Designing a structure requires anticipating the various forces it will encounter. When these forces are considered together in realistic scenarios, they are known as combination loads. This approach ensures a building can safely withstand the most demanding conditions it is likely to face, representing a plausible “worst-case” set of forces acting on the structure.
The Building Blocks of Structural Loads
The individual forces that act upon a structure are categorized to understand their effects. The most fundamental are dead loads: the static and permanent forces from the weight of the structure itself. These include the mass of construction materials like beams, columns, floors, and permanently attached fixtures.
In contrast, live loads are temporary and variable, produced by the use and occupancy of a building. These forces include the weight of people, furniture, equipment, and stored materials. Building codes, such as the American Society of Civil Engineers’ ASCE 7 standard, provide minimum required live loads for different occupancies to account for these movable sources.
A third major category is environmental loads, which are forces imposed by nature. These include wind, snow, rain, and seismic (earthquake) loads. Wind loads exert pressure or suction on a building’s surfaces, with the intensity depending on wind speed and building shape. Seismic loads generate ground shaking that creates inertia forces within the structure, primarily acting laterally.
Assembling the Load Picture
Engineers do not simply add every possible maximum load together. A scenario like a maximum-intensity earthquake occurring with a hurricane is statistically improbable and would lead to an overdesigned and uneconomical structure. Instead, the design process involves analyzing plausible scenarios where different loads act at the same time, as defined by load combination formulas in building codes.
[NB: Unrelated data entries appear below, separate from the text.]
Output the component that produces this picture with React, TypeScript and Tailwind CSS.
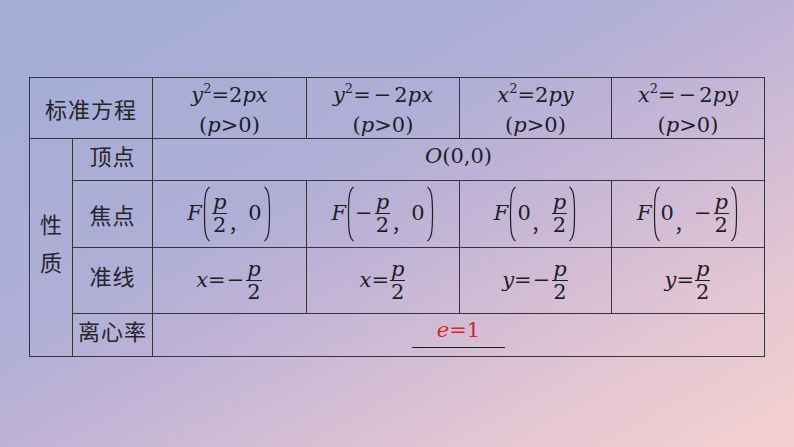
import React from "react";

const INK = "#1d1d26";
const M = "[font-family:DejaVu_Serif,serif] text-[21px] text-[#1d1d26]";
const C = "[font-family:Noto_Sans_CJK_SC,sans-serif] text-[22px] text-[#24242c]";
const cell = "border-r border-b border-[#34343e] flex items-center justify-center";

const I = ({ children }: { children: React.ReactNode }) => <span className="italic">{children}</span>;

const Sup = ({ children }: { children: React.ReactNode }) => (
  <span className="relative -top-[9px] text-[13px] leading-none align-baseline not-italic">{children}</span>
);

const Eq = () => <span>=</span>;
const Minus = ({ m = "mx-[3px]" }: { m?: string }) => <span className={m}>−</span>;

const Frac = ({ n, d }: { n: React.ReactNode; d: React.ReactNode }) => (
  <span className="inline-flex flex-col items-center mx-[1px]">
    <span className="leading-[21px] px-[1px]">{n}</span>
    <span className="h-px w-full bg-[#1d1d26]" />
    <span className="leading-[22px]">{d}</span>
  </span>
);

const LParen = () => (
  <svg width="9" height="56" viewBox="0 0 9 56" className="shrink-0">
    <path d="M7.5 1 C3.5 4 2.5 10 2.5 28 C2.5 46 3.5 52 7.5 55" fill="none" stroke={INK} strokeWidth="1.2" />
  </svg>
);
const RParen = () => (
  <svg width="9" height="56" viewBox="0 0 9 56" className="shrink-0">
    <path d="M1.5 1 C5.5 4 6.5 10 6.5 28 C6.5 46 5.5 52 1.5 55" fill="none" stroke={INK} strokeWidth="1.2" />
  </svg>
);

const Comma = () => (
  <span className="[font-family:Noto_Sans_CJK_SC,sans-serif] text-[20px] w-[20px] self-end mb-[8px] leading-none">，</span>
);

const P = () => <I>p</I>;

const Cond = () => (
  <div className="leading-[30px]">
    (<I>p</I>&gt;0)
  </div>
);

const Head = ({ v, minus, rhs }: { v: string; minus?: boolean; rhs: string }) => (
  <div className={`${cell} ${M} pt-[3px]`}>
    <div className="flex flex-col items-center">
      <div className="leading-[30px]">
        <I>{v}</I>
        <Sup>2</Sup>
        <Eq />
        {minus && <Minus />}2<I>{rhs}</I>
      </div>
      <Cond />
    </div>
  </div>
);

export default function App() {
  return (
    <div className="w-[794px] h-[447px] overflow-hidden bg-[linear-gradient(to_bottom_right,#a2aed5_0%,#afaed6_38%,#c4b5d6_55%,#e2c5d3_78%,#f5d0cf_100%)] pt-[77px] pl-[29px]">
      <div className="grid grid-cols-[43px_80px_154px_153px_152px_153px] grid-rows-[61px_42px_67px_66px_43px] w-[736px] border-l border-t border-[#34343e]">
        {/* Row 1 */}
        <div className={`${cell} col-span-2 ${C} tracking-[1px]`}>标准方程</div>
        <Head v="y" rhs="px" />
        <Head v="y" minus rhs="px" />
        <Head v="x" rhs="py" />
        <Head v="x" minus rhs="py" />

        {/* 性质 */}
        <div className={`${cell} row-span-4 flex-col ${C} leading-[38px] pb-[12px]`}>
          <span>性</span>
          <span>质</span>
        </div>

        {/* Row 2 */}
        <div className={`${cell} ${C} leading-[24px] pb-[10px] tracking-[1px]`}>顶点</div>
        <div className={`${cell} col-span-4 ${M} leading-[28px] pb-[8px]`}>
          <span>
            <I>O</I>(0,0)
          </span>
        </div>

        {/* Row 3 */}
        <div className={`${cell} ${C} leading-[24px] tracking-[1px]`}>焦点</div>
        <div className={`${cell} ${M}`}>
          <div className="flex items-center">
            <I>F</I>
            <LParen />
            <Frac n={<P />} d="2" />
            <Comma />
            <span className="mr-[1px]">0</span>
            <RParen />
          </div>
        </div>
        <div className={`${cell} ${M}`}>
          <div className="flex items-center">
            <I>F</I>
            <LParen />
            <span className="mr-[1px]">−</span>
            <Frac n={<P />} d="2" />
            <Comma />
            <span className="mr-[1px]">0</span>
            <RParen />
          </div>
        </div>
        <div className={`${cell} ${M}`}>
          <div className="flex items-center">
            <I>F</I>
            <LParen />
            <span>0</span>
            <Comma />
            <Frac n={<P />} d="2" />
            <RParen />
          </div>
        </div>
        <div className={`${cell} ${M}`}>
          <div className="flex items-center">
            <I>F</I>
            <LParen />
            <span>0</span>
            <Comma />
            <span className="mr-[1px]">−</span>
            <Frac n={<P />} d="2" />
            <RParen />
          </div>
        </div>

        {/* Row 4 */}
        <div className={`${cell} ${C} leading-[24px] pb-[12px] tracking-[1px]`}>准线</div>
        <div className={`${cell} ${M}`}>
          <div className="flex items-center">
            <I>x</I>
            <Eq />
            <Minus m="mx-[1px]" />
            <Frac n={<P />} d="2" />
          </div>
        </div>
        <div className={`${cell} ${M}`}>
          <div className="flex items-center">
            <I>x</I>
            <Eq />
            <Frac n={<P />} d="2" />
          </div>
        </div>
        <div className={`${cell} ${M}`}>
          <div className="flex items-center">
            <I>y</I>
            <Eq />
            <Minus m="mx-[1px]" />
            <Frac n={<P />} d="2" />
          </div>
        </div>
        <div className={`${cell} ${M}`}>
          <div className="flex items-center">
            <I>y</I>
            <Eq />
            <Frac n={<P />} d="2" />
          </div>
        </div>

        {/* Row 5 */}
        <div className={`${cell} ${C} leading-[22px] pb-[10px] tracking-[1px]`}>离心率</div>
        <div className={`border-r border-b border-[#34343e] col-span-4 flex flex-col items-center justify-start pt-[3px] ${M}`}>
          <span className="leading-[26px] text-[#de1f2f]">
            <I>e</I>
            <Eq />1
          </span>
          <span className="mt-[4px] h-px w-[93px] bg-[#1d1d26]" />
        </div>
      </div>
    </div>
  );
}
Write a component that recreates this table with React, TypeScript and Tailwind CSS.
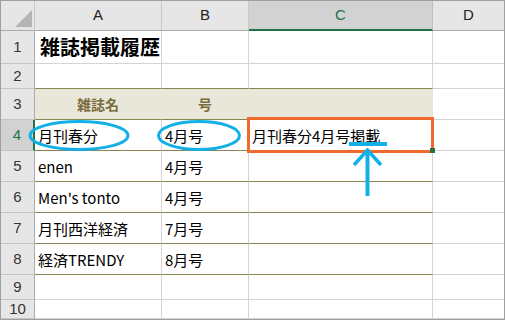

These formulas create a series of realistic loading conditions that a structure must be designed to resist. For example, one combination might consider the structure’s dead load plus the full live load. Another might combine the dead load with wind load and a reduced portion of the live load, acknowledging that a building is unlikely to be fully occupied during a major wind event.
The objective is to test the structure against all specified combinations to identify the one that produces the greatest stress on each structural component. A beam in the center of a building might experience its highest stress under a combination of dead and live loads. A perimeter column might be most affected by a combination involving wind. This analysis ensures every part of the building is sufficiently strong for the most demanding plausible situation it will face.
Factoring in Safety and Uncertainty
The formulas for load combinations include numerical multipliers known as load factors. These factors, which are greater than 1.0, are applied to the estimated individual loads before they are added together. For instance, a common load combination from ASCE 7 involves multiplying the dead load by 1.2 and the live load by 1.6. This process is part of a design philosophy called Load and Resistance Factor Design (LRFD).
The purpose of these load factors is to build a safety margin into the design by accounting for uncertainties in both loads and material strengths. For example, the actual loads on a structure could be higher than anticipated, or the strength of a construction material might be slightly lower than assumed. These factors ensure the structure remains safe even if conditions are more severe than the design values.
Different types of loads have different load factors because their levels of uncertainty vary. Dead loads, which can be calculated with high accuracy, are assigned a lower factor (e.g., 1.2). Live loads are far more variable and less predictable, thus receiving a higher factor (e.g., 1.6).